= Stated goal =
Where a line in the listing contains the string "styles", copy that line out.

[Code that builds pages]
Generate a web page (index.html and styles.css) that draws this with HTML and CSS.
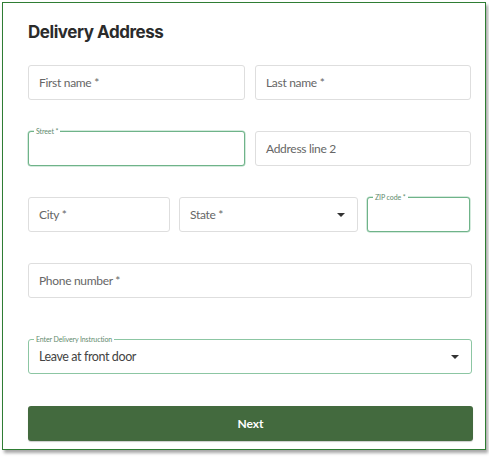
FILE: index.html
```html
<!DOCTYPE html>
<html lang="en">
<head>
<meta charset="utf-8">
<title>Delivery Address</title>
<link rel="stylesheet" href="styles.css">
</head>
<body>
<div class="frame">
  <h1 class="title">Delivery Address</h1>
  <form class="form">
    <div class="row two">
      <div class="field"><span class="ph">First name *</span></div>
      <div class="field"><span class="ph">Last name *</span></div>
    </div>
    <div class="row two">
      <div class="field active"><label class="float">Street *</label></div>
      <div class="field"><span class="ph">Address line 2</span></div>
    </div>
    <div class="row three">
      <div class="field"><span class="ph">City *</span></div>
      <div class="field select"><span class="ph">State *</span>
        <svg class="caret" width="8" height="4" viewBox="0 0 8 4"><path d="M0 0H8L4 4Z" fill="#333"/></svg>
      </div>
      <div class="field active"><label class="float">ZIP code *</label></div>
    </div>
    <div class="row one">
      <div class="field"><span class="ph">Phone number *</span></div>
    </div>
    <div class="row one last">
      <div class="field active select soft"><label class="float">Enter Delivery Instruction</label>
        <span class="val">Leave at front door</span>
        <svg class="caret" width="8" height="4" viewBox="0 0 8 4"><path d="M0 0H8L4 4Z" fill="#333"/></svg>
      </div>
    </div>
    <button type="button" class="next">Next</button>
  </form>
</div>
</body>
</html>
```

FILE: styles.css
```css
html, body {
  margin: 0;
  padding: 0;
  background: #fff;
}
body {
  width: 489px;
  height: 457px;
  overflow: hidden;
  font-family: Lato, "Liberation Sans", sans-serif;
}
.frame {
  margin: 2px 0 0 2px;
  height: 446px;
  border: 1px solid #2f7d34;
  box-shadow: 2px 3px 3px rgba(0, 0, 0, 0.35);
  padding: 0 12px 0 25px;
  box-sizing: content-box;
  width: 445px;
}
.title {
  margin: 0;
  padding-top: 17px;
  height: 29px;
  font-family: Inter, "Liberation Sans", sans-serif;
  font-weight: 700;
  font-size: 17px;
  line-height: 24px;
  letter-spacing: -0.45px;
  color: #2b2b2b;
}
.form {
  margin-top: 16px;
  display: flex;
  flex-direction: column;
}
.row {
  display: grid;
  column-gap: 10px;
  margin-bottom: 31px;
}
.row.two { grid-template-columns: 217px 216px; }
.row.three { grid-template-columns: 142px 179px 103px; column-gap: 9px; }
.row.one { grid-template-columns: 444px; }
.row.last { margin-bottom: 32px; margin-top: 10px; }
.field {
  position: relative;
  height: 35px;
  box-sizing: border-box;
  border: 1px solid #dedede;
  border-radius: 3px;
  display: flex;
  align-items: center;
  padding: 0 10px;
  background: #fff;
}
.ph {
  font-size: 12px;
  letter-spacing: -0.3px;
  color: #666;
}
.val {
  font-size: 12.5px;
  letter-spacing: -0.4px;
  color: #444;
}
.field.active {
  border-color: #6fb389;
  box-shadow: 0 0 0 0.5px #a9d5bb;
}
.field.soft {
  border-color: #8cc6a3;
  box-shadow: none;
}
.float {
  position: absolute;
  top: -5px;
  left: 5px;
  padding: 0 2px;
  background: #fff;
  font-size: 7px;
  line-height: 9px;
  letter-spacing: -0.1px;
  color: #5f8a6e;
}
.select {
  justify-content: space-between;
  padding-right: 12px;
}
.caret { display: block; }
.next {
  width: 445px;
  height: 35px;
  border: 0;
  border-radius: 3px;
  background: #436a3e;
  color: #fff;
  font-family: Lato, "Liberation Sans", sans-serif;
  font-weight: 700;
  font-size: 12px;
  box-shadow: 0 1px 1px rgba(0,0,0,0.2);
}
```
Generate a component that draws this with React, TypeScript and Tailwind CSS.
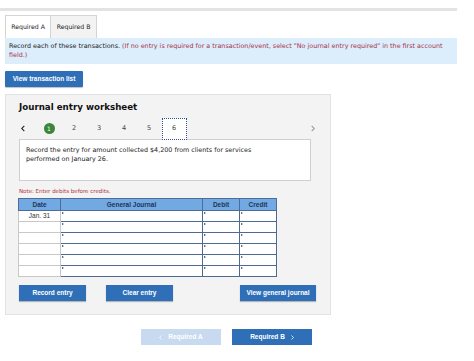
const rows = ["Jan. 31", "", "", "", "", ""]

function Btn({ label, className }: { label: string; className: string }) {
    return (
        <button className={`h-[16px] bg-[#2f6fb7] text-white font-bold text-[6.5px] font-['Liberation_Sans',sans-serif] shadow-[0_1px_1px_rgba(0,0,0,0.25)] ${className}`}>
            {label}
        </button>
    )
}

function Chevron({ dir, className }: { dir: "left" | "right"; className: string }) {
    return (
        <svg viewBox="0 0 6 10" className={className} fill="none" stroke="currentColor" strokeWidth="1.6">
            <path d={dir === "left" ? "M5 1 L1 5 L5 9" : "M1 1 L5 5 L1 9"} />
        </svg>
    )
}

function Cell({ w }: { w: string }) {
    return (
        <td className={`relative h-[11px] ${w} border border-[#4c6a92] border-b-[1.5px] bg-white p-0`}>
            <span className="absolute left-[1px] top-[1px] w-0 h-0 border-y-[1.5px] border-y-transparent border-l-[2px] border-l-[#2a3f5f]" />
        </td>
    )
}

export default function App() {
    return (
        <div className="w-[474px] h-[361px] bg-white font-['DejaVu_Sans',sans-serif] text-[#222]">
            <div className="pt-[8px]">
                <div className="h-[3px] w-[457px] bg-[#e3e3e3]" />
            </div>
            <div className="pl-[5px] w-[457px]">
                <div className="flex mt-[4px] h-[23px] text-[6.2px]">
                    <div className="w-[46px] bg-white border border-b-0 border-[#d4d4d4] flex items-center justify-center">Required A</div>
                    <div className="w-[46px] bg-[#f3f3f3] border border-l-0 border-b-0 border-[#d4d4d4] flex items-center justify-center">Required B</div>
                </div>
                <div className="h-[26px] bg-[#dcedfb] px-[4px] pt-[4px] text-[6.4px] leading-[9px]">
                    <p>
                        Record each of these transactions. <span className="text-[#a8334a]">(If no entry is required for a transaction/event, select "No journal entry required" in the first account</span>
                    </p>
                    <p className="text-[#a8334a]">field.)</p>
                </div>
                <Btn label="View transaction list" className="mt-[7px] w-[78px] h-[15px] rounded-[1px]" />
                <div className="mt-[6px] w-[326px] h-[221px] bg-[#f3f3f3] border border-[#e2e2e2] pl-[13px] pr-[19px] pt-[6px]">
                    <h2 className="text-[8.7px] font-bold leading-[12px] text-[#111]">Journal entry worksheet</h2>
                    <div className="flex items-center h-[21px] mt-[5px] text-[6.5px]">
                        <span className="w-[17.5px] pl-[2px] text-[#222]">
                            <Chevron dir="left" className="w-[4px] h-[7px]" />
                        </span>
                        <span className="w-[25px] flex justify-center">
                            <span className="w-[11px] h-[11px] rounded-full bg-[#3b873a] text-white text-[6px] flex items-center justify-center">1</span>
                        </span>
                        {["2", "3", "4", "5"].map(n => (
                            <span key={n} className="w-[25px] text-center text-[#444]">{n}</span>
                        ))}
                        <span className="relative z-10 w-[25px] h-[22px] mt-[1px] bg-white border border-dotted border-[#2d4f8a] flex items-center justify-center text-[#444]">6</span>
                        <span className="ml-auto mr-[-4px] text-[#999]">
                            <Chevron dir="right" className="w-[4px] h-[7px]" />
                        </span>
                    </div>
                    <div className="h-[42px] bg-white border border-[#cfcfcf] pl-[6px] pt-[6px] text-[6.4px] leading-[8.5px]">
                        Record the entry for amount collected $4,200 from clients for services<br />performed on January 26.
                    </div>
                    <p className="mt-[6px] text-[5.5px] text-[#b0323f] leading-[8px]">Note: Enter debits before credits.</p>
                    <table className="mt-[3px] ml-[-1px] border-collapse font-['Liberation_Sans',sans-serif]">
                        <thead>
                            <tr className="h-[12px] bg-[#72a9e2] text-[#1e3558] text-[6.5px] font-bold">
                                <th className="w-[42px] border border-[#4d6d96] font-bold">Date</th>
                                <th className="w-[142px] border border-[#4d6d96] font-bold">General Journal</th>
                                <th className="w-[37px] border border-[#4d6d96] font-bold">Debit</th>
                                <th className="w-[37px] border border-[#4d6d96] font-bold">Credit</th>
                            </tr>
                        </thead>
                        <tbody>
                            {rows.map((d, i) => (
                                <tr key={i} className="h-[11px]">
                                    <td className="w-[42px] border border-[#c8c8c8] bg-white text-center text-[6.5px] text-[#333] p-0">{d}</td>
                                    <Cell w="w-[142px]" />
                                    <Cell w="w-[37px]" />
                                    <Cell w="w-[37px]" />
                                </tr>
                            ))}
                        </tbody>
                    </table>
                    <div className="flex mt-[8px]">
                        <Btn label="Record entry" className="w-[67px]" />
                        <Btn label="Clear entry" className="ml-[20px] w-[67px]" />
                        <Btn label="View general journal" className="ml-auto mr-[-5px] w-[76px]" />
                    </div>
                </div>
            </div>
            <div className="flex mt-[14px] pl-[141px] gap-[11px]">
                <button className="w-[80px] h-[16px] bg-[#c7daf0] text-white text-[6.5px] font-bold font-['Liberation_Sans',sans-serif] flex items-center justify-center gap-[6px]">
                    <Chevron dir="left" className="w-[3px] h-[5px]" />Required A
                </button>
                <button className="w-[80px] h-[16px] bg-[#2f6fb7] text-white text-[6.5px] font-bold font-['Liberation_Sans',sans-serif] flex items-center justify-center gap-[6px]">
                    Required B<Chevron dir="right" className="w-[3px] h-[5px]" />
                </button>
            </div>
        </div>
    )
}
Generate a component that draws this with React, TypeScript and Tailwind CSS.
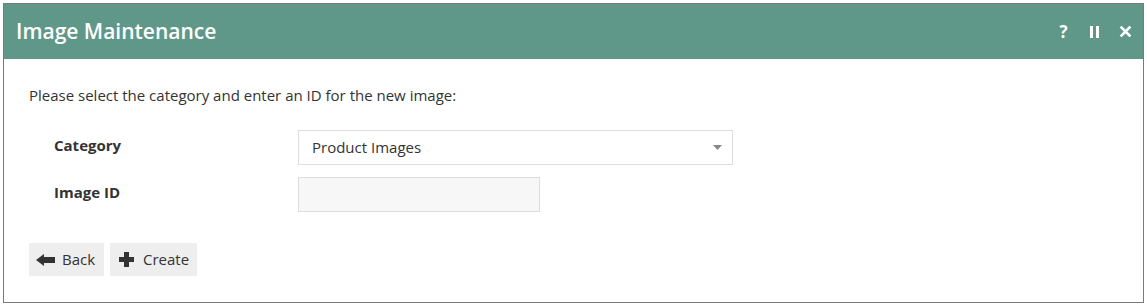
import React from "react";

export default function App() {
  return (
    <div className="p-[3px] bg-white" style={{ fontFamily: '"Open Sans", "Noto Sans", sans-serif' }}>
      <div className="border border-[#7a7a7a] w-[1141px] h-[300px] flex flex-col">
        <div className="h-[55px] bg-[#5f9888] flex items-center justify-between pl-[12px] pr-[11px]">
          <div className="text-white text-[21px] font-semibold leading-none">Image Maintenance</div>
          <div className="flex items-center gap-[18px] text-white">
            <span className="text-[17px] font-bold leading-none w-[13px] text-center">?</span>
            <span className="flex gap-[3px] w-[13px] justify-center">
              <span className="w-[3px] h-[12px] bg-white" />
              <span className="w-[3px] h-[12px] bg-white" />
            </span>
            <svg width="13" height="13" viewBox="0 0 12 12">
              <path d="M1.5 1.5 L10.5 10.5 M10.5 1.5 L1.5 10.5" stroke="white" strokeWidth="2.6" strokeLinecap="butt" />
            </svg>
          </div>
        </div>
        <div className="flex-1 pt-[26px] px-[25px] text-[#333333]">
          <div className="text-[15px] leading-[21px]">Please select the category and enter an ID for the new image:</div>
          <div className="mt-[24px] pl-[25px] flex flex-col gap-[12px]">
            <div className="flex items-center">
              <div className="w-[244px] text-[15px] font-bold -mt-[4px]">Category</div>
              <div className="w-[435px] h-[35px] border border-[#dddddd] bg-white flex items-center justify-between pl-[13px] pr-[10px] text-[15px]">
                <span>Product Images</span>
                <svg width="9" height="5" viewBox="0 0 9 5"><path d="M0 0 L9 0 L4.5 5 Z" fill="#888888" /></svg>
              </div>
            </div>
            <div className="flex items-center">
              <div className="w-[244px] text-[15px] font-bold -mt-[4px]">Image ID</div>
              <div className="w-[242px] h-[35px] border border-[#dddddd] bg-[#f7f7f7]" />
            </div>
          </div>
          <div className="mt-[31px] flex gap-[6px]">
            <button className="h-[33px] w-[75px] bg-[#eeeeee] flex items-center pl-[7px] gap-[7px] text-[15px] text-[#333333]">
              <svg width="19" height="12" viewBox="0 0 19 12">
                <path d="M0 6 L8 0 L8 3 L19 3 L19 9 L8 9 L8 12 Z" fill="#333333" />
              </svg>
              <span>Back</span>
            </button>
            <button className="h-[33px] w-[87px] bg-[#eeeeee] flex items-center pl-[9px] gap-[9px] text-[15px] text-[#333333]">
              <svg width="15" height="15" viewBox="0 0 15 15">
                <path d="M5 0 H10 V5 H15 V10 H10 V15 H5 V10 H0 V5 H5 Z" fill="#333333" />
              </svg>
              <span>Create</span>
            </button>
          </div>
        </div>
      </div>
    </div>
  );
}
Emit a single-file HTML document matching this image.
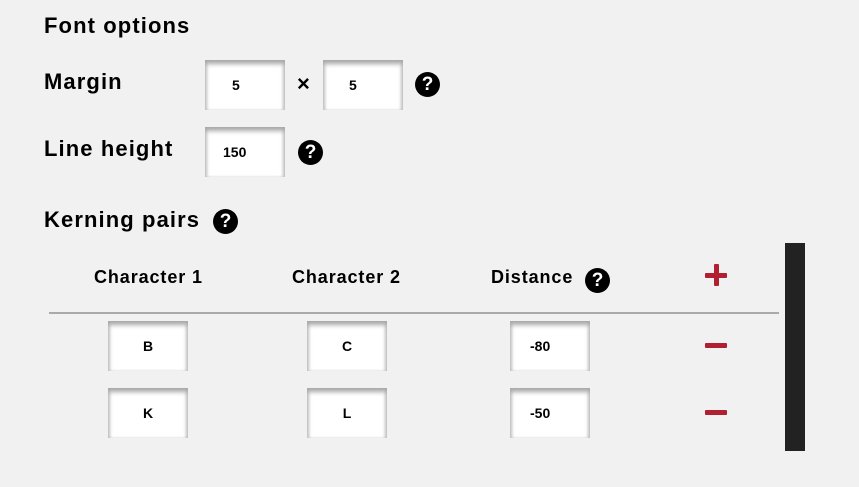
<!DOCTYPE html>
<html><head><style>
body{margin:0;width:859px;height:487px;background:#f1f1f1;font-family:"Liberation Sans",sans-serif;position:relative;overflow:hidden;color:#000}
.t{position:absolute;font-weight:bold;white-space:nowrap}
.big{font-size:22px;letter-spacing:1.1px}
.hd{font-size:18px;letter-spacing:0.9px}
.in{position:absolute;width:80px;height:50px;background:#fff;box-shadow:inset 0 5px 5px -1px #a8a8a8,inset 3px 0 3px -1px #c8c8c8,inset -3px 0 3px -1px #c8c8c8;font-size:14px;font-weight:bold;box-sizing:border-box;line-height:50px}
.q{position:absolute;width:25px;height:25px;border-radius:50%;background:#000;color:#fff;font-weight:bold;font-size:19px;text-align:center;line-height:25px}
.m{position:absolute;width:22px;height:5px;background:#b02030;border-radius:1px}
</style></head><body>
<div class="t big" style="left:44px;top:13px">Font options</div>
<div class="t big" style="left:44px;top:69px">Margin</div>
<div class="in" style="left:205px;top:60px;padding-left:27px">5</div>
<div class="t" style="left:297px;top:71px;font-size:22px">×</div>
<div class="in" style="left:323px;top:60px;padding-left:26px">5</div>
<div class="q" style="left:415px;top:72px">?</div>
<div class="t big" style="left:44px;top:136px">Line height</div>
<div class="in" style="left:205px;top:127px;padding-left:18px">150</div>
<div class="q" style="left:298px;top:140px">?</div>
<div class="t big" style="left:44px;top:207px">Kerning pairs</div>
<div class="q" style="left:213px;top:209px">?</div>
<div class="t hd" style="left:94px;top:267px">Character 1</div>
<div class="t hd" style="left:292px;top:267px">Character 2</div>
<div class="t hd" style="left:491px;top:267px">Distance</div>
<div class="q" style="left:585px;top:268px">?</div>
<div class="m" style="left:705px;top:273px"></div>
<div class="m" style="left:714px;top:264px;width:5px;height:22px"></div>
<div style="position:absolute;left:49px;top:312px;width:730px;height:2px;background:#aaa"></div>
<div class="in" style="left:108px;top:321px;text-align:center">B</div>
<div class="in" style="left:307px;top:321px;text-align:center">C</div>
<div class="in" style="left:510px;top:321px;padding-left:20px">-80</div>
<div class="m" style="left:705px;top:343px"></div>
<div class="in" style="left:108px;top:388px;text-align:center">K</div>
<div class="in" style="left:307px;top:388px;text-align:center">L</div>
<div class="in" style="left:510px;top:388px;padding-left:20px">-50</div>
<div class="m" style="left:705px;top:410px"></div>
<div style="position:absolute;left:785px;top:243px;width:20px;height:208px;background:#222"></div>
</body></html>
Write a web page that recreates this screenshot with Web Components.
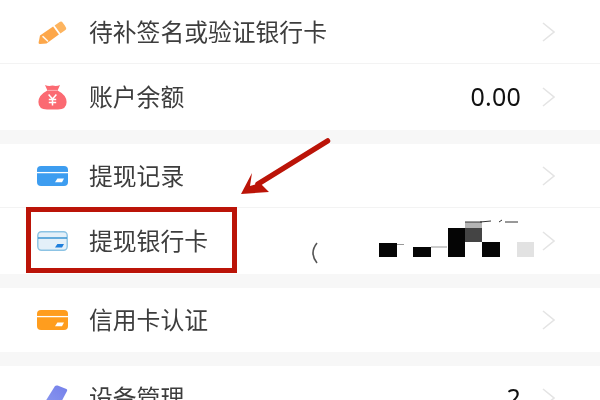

= Output for this task =
Generate a web page (index.html and styles.css) that draws this with HTML and CSS.
<link rel="stylesheet" href="styles.css">
FILE: styles.css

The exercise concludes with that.